═══ Entries supplied

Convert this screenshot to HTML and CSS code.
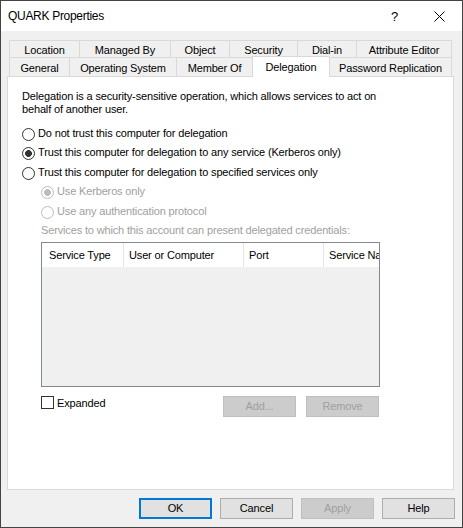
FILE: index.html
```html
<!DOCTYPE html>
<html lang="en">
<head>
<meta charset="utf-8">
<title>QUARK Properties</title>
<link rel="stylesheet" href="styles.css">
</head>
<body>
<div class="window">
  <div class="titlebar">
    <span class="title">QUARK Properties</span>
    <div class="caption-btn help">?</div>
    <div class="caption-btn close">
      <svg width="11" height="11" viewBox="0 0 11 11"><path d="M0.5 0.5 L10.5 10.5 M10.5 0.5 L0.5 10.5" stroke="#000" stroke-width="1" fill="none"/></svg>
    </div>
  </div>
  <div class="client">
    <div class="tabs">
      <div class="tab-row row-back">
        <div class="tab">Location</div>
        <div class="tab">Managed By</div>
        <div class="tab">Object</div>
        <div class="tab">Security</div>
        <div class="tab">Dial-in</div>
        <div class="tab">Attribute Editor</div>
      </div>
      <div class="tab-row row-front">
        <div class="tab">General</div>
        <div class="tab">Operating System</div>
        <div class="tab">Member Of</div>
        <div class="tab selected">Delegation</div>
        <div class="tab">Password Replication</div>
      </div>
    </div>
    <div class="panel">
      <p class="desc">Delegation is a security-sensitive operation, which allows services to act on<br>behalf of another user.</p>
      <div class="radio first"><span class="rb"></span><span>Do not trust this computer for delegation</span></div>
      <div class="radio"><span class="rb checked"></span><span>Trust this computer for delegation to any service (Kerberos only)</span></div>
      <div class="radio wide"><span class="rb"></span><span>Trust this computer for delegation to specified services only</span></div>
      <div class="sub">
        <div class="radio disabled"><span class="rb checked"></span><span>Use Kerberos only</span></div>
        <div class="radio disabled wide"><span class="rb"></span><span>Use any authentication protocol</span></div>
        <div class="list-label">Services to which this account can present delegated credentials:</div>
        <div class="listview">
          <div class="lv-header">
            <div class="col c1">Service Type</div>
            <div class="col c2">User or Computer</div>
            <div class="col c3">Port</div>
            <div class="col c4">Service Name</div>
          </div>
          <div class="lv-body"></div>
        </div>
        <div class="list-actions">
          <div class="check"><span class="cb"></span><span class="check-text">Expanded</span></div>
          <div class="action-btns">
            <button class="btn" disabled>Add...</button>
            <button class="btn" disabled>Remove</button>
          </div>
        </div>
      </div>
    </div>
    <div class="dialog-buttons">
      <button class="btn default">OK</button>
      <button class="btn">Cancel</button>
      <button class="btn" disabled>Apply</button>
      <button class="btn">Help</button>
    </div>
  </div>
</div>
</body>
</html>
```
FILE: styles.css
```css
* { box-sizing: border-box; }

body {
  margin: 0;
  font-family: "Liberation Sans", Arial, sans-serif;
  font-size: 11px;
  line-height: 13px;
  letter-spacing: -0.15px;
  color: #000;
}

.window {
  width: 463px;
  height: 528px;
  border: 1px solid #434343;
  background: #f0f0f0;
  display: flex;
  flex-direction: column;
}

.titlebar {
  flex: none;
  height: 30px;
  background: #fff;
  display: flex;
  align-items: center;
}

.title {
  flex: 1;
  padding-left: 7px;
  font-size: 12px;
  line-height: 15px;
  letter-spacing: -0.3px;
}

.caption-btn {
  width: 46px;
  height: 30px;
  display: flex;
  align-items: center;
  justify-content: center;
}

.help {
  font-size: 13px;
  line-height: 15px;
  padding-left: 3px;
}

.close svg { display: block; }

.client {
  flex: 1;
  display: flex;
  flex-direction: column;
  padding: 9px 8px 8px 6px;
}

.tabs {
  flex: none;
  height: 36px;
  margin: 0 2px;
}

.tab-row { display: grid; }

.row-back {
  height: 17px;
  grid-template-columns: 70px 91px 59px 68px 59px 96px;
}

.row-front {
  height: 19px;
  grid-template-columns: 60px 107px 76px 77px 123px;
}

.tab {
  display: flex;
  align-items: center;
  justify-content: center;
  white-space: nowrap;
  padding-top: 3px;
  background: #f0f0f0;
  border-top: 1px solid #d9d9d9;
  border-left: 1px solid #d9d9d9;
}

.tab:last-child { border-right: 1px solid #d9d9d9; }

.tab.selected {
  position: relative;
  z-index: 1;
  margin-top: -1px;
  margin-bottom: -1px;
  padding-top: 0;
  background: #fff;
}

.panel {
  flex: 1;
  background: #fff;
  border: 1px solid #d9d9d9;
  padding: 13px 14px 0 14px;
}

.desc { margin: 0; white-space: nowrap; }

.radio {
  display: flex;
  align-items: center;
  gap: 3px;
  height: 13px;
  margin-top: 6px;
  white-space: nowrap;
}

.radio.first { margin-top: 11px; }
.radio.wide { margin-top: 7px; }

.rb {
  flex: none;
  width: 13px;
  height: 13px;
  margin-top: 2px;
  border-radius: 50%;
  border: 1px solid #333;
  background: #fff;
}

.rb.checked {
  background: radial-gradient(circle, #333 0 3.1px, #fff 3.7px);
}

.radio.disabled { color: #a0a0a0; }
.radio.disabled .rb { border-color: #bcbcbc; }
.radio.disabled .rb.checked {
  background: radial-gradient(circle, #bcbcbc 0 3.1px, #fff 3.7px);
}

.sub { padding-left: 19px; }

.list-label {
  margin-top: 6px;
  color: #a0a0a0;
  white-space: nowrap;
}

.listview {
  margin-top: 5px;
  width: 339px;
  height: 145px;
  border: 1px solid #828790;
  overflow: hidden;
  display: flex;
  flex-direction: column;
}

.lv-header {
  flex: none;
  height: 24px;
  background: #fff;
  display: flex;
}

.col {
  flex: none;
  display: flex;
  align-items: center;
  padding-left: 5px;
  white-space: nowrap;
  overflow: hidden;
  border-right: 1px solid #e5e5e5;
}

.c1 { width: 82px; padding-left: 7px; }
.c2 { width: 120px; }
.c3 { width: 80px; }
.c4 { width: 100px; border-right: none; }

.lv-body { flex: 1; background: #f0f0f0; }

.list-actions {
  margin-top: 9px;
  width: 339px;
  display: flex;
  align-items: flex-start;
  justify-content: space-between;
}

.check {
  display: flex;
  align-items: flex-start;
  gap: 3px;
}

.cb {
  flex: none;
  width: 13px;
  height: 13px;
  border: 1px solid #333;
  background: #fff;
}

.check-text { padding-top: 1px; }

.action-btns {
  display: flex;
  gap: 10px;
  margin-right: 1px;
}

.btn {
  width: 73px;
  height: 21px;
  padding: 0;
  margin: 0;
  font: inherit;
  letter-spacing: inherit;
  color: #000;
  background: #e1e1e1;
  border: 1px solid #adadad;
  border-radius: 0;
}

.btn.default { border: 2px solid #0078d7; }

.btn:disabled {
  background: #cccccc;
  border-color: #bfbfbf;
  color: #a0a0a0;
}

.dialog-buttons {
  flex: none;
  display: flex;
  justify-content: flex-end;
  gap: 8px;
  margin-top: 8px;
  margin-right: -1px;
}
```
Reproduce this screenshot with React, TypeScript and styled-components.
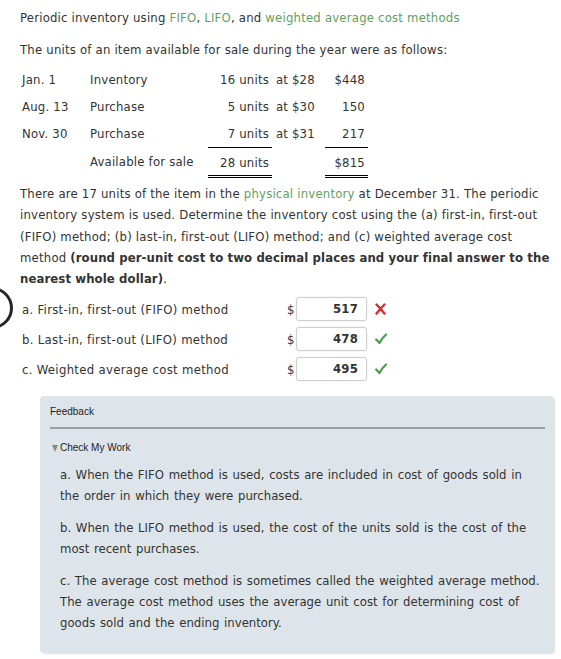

══════

§ **What is needed**: Above are the records. Copy every line in them holding "this".

§ **Completed exercise**:
Convert this screenshot to HTML and CSS code.
      <div class="radio first"><span class="rb"></span><span>Do not trust this computer for delegation</span></div>
      <div class="radio"><span class="rb checked"></span><span>Trust this computer for delegation to any service (Kerberos only)</span></div>
      <div class="radio wide"><span class="rb"></span><span>Trust this computer for delegation to specified services only</span></div>
        <div class="list-label">Services to which this account can present delegated credentials:</div>
Reproduce this screenshot with React, TypeScript and styled-components.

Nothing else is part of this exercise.